Begin the copy at the line containing "Write the React, TypeScript" and end it at the final line of the material below, reproducing each line exactly, without images.
═══ Supplied data ═══
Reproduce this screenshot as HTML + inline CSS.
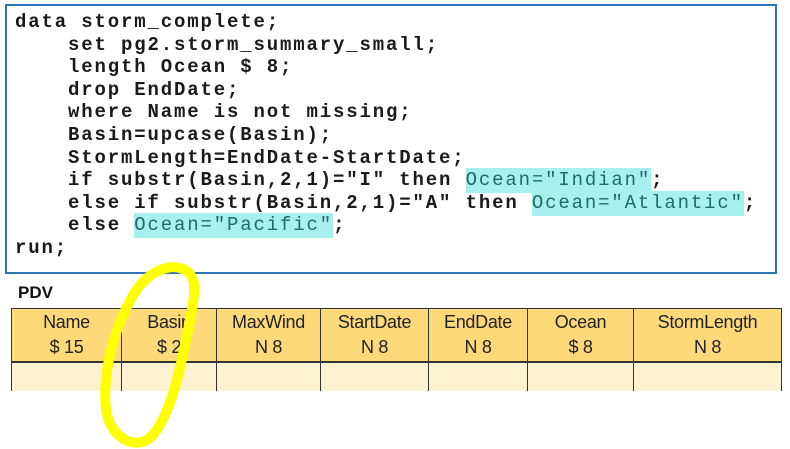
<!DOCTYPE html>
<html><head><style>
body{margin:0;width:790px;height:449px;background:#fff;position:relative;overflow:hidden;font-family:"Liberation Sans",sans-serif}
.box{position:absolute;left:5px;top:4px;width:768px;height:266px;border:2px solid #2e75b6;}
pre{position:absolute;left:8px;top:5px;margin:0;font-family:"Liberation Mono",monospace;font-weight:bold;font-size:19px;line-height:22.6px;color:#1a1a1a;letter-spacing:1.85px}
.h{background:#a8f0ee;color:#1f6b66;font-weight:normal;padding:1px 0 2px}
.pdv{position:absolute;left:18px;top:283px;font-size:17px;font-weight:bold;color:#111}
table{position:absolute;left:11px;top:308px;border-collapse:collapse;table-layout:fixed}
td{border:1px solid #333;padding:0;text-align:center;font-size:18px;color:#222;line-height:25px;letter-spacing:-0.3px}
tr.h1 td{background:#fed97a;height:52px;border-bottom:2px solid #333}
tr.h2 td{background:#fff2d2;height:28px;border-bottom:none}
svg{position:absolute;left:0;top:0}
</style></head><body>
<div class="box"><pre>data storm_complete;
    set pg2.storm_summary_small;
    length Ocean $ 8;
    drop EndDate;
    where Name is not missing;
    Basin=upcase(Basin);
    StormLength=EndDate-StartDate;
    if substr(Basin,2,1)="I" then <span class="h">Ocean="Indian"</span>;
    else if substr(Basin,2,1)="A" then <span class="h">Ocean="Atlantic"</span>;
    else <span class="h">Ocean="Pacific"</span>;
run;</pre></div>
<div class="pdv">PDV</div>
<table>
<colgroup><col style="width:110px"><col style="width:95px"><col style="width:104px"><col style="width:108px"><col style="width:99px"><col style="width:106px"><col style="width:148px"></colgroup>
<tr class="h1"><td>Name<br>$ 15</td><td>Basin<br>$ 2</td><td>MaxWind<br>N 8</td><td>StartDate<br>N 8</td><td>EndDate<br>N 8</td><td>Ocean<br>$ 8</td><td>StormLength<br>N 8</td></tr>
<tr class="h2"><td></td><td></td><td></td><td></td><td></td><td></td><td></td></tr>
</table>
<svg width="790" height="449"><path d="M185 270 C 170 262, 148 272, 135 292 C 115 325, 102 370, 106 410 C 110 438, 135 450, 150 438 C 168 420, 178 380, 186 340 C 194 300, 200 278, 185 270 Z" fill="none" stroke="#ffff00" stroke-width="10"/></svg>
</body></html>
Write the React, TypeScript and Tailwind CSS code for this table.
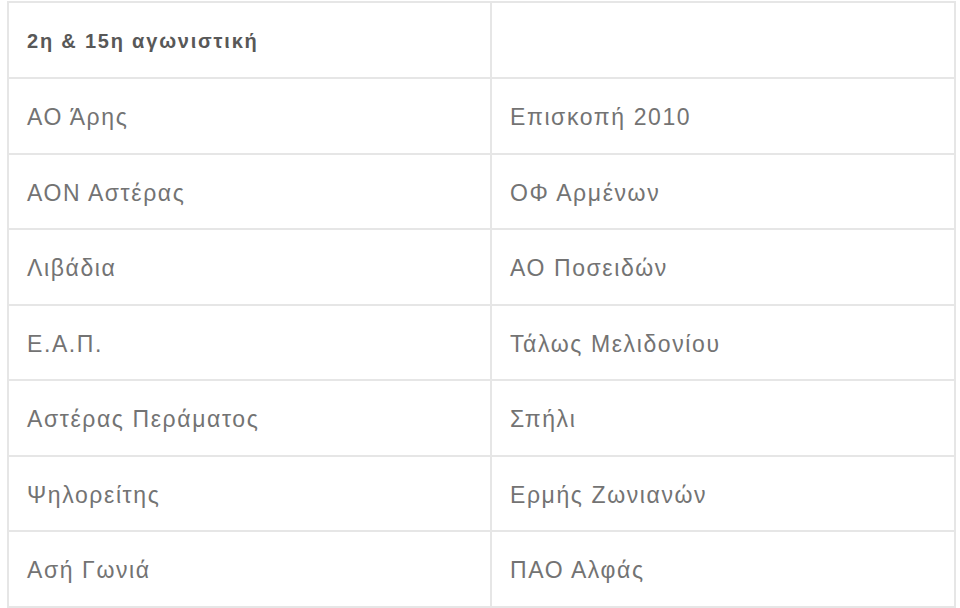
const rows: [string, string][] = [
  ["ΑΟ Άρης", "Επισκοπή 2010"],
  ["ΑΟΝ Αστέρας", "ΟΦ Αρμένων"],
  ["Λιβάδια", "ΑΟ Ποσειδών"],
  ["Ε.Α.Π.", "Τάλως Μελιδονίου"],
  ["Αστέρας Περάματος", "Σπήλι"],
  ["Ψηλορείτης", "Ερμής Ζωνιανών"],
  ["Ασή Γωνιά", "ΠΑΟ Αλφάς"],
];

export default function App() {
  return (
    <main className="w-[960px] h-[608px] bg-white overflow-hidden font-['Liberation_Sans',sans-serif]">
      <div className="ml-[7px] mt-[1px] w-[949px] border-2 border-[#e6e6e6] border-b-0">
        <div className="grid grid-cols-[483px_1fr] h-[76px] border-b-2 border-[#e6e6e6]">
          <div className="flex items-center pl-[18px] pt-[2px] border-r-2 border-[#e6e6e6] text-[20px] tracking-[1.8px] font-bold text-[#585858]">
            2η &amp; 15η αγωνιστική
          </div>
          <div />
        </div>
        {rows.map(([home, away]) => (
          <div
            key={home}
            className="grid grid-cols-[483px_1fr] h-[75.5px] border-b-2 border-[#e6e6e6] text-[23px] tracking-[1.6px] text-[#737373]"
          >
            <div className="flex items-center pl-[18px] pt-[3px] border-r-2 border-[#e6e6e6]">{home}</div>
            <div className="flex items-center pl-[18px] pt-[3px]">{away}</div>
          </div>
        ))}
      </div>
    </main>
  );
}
═══
Solution
Write the React, TypeScript and Tailwind CSS code for this table.
const rows: [string, string][] = [
  ["ΑΟ Άρης", "Επισκοπή 2010"],
  ["ΑΟΝ Αστέρας", "ΟΦ Αρμένων"],
  ["Λιβάδια", "ΑΟ Ποσειδών"],
  ["Ε.Α.Π.", "Τάλως Μελιδονίου"],
  ["Αστέρας Περάματος", "Σπήλι"],
  ["Ψηλορείτης", "Ερμής Ζωνιανών"],
  ["Ασή Γωνιά", "ΠΑΟ Αλφάς"],
];

export default function App() {
  return (
    <main className="w-[960px] h-[608px] bg-white overflow-hidden font-['Liberation_Sans',sans-serif]">
      <div className="ml-[7px] mt-[1px] w-[949px] border-2 border-[#e6e6e6] border-b-0">
        <div className="grid grid-cols-[483px_1fr] h-[76px] border-b-2 border-[#e6e6e6]">
          <div className="flex items-center pl-[18px] pt-[2px] border-r-2 border-[#e6e6e6] text-[20px] tracking-[1.8px] font-bold text-[#585858]">
            2η &amp; 15η αγωνιστική
          </div>
          <div />
        </div>
        {rows.map(([home, away]) => (
          <div
            key={home}
            className="grid grid-cols-[483px_1fr] h-[75.5px] border-b-2 border-[#e6e6e6] text-[23px] tracking-[1.6px] text-[#737373]"
          >
            <div className="flex items-center pl-[18px] pt-[3px] border-r-2 border-[#e6e6e6]">{home}</div>
            <div className="flex items-center pl-[18px] pt-[3px]">{away}</div>
          </div>
        ))}
      </div>
    </main>
  );
}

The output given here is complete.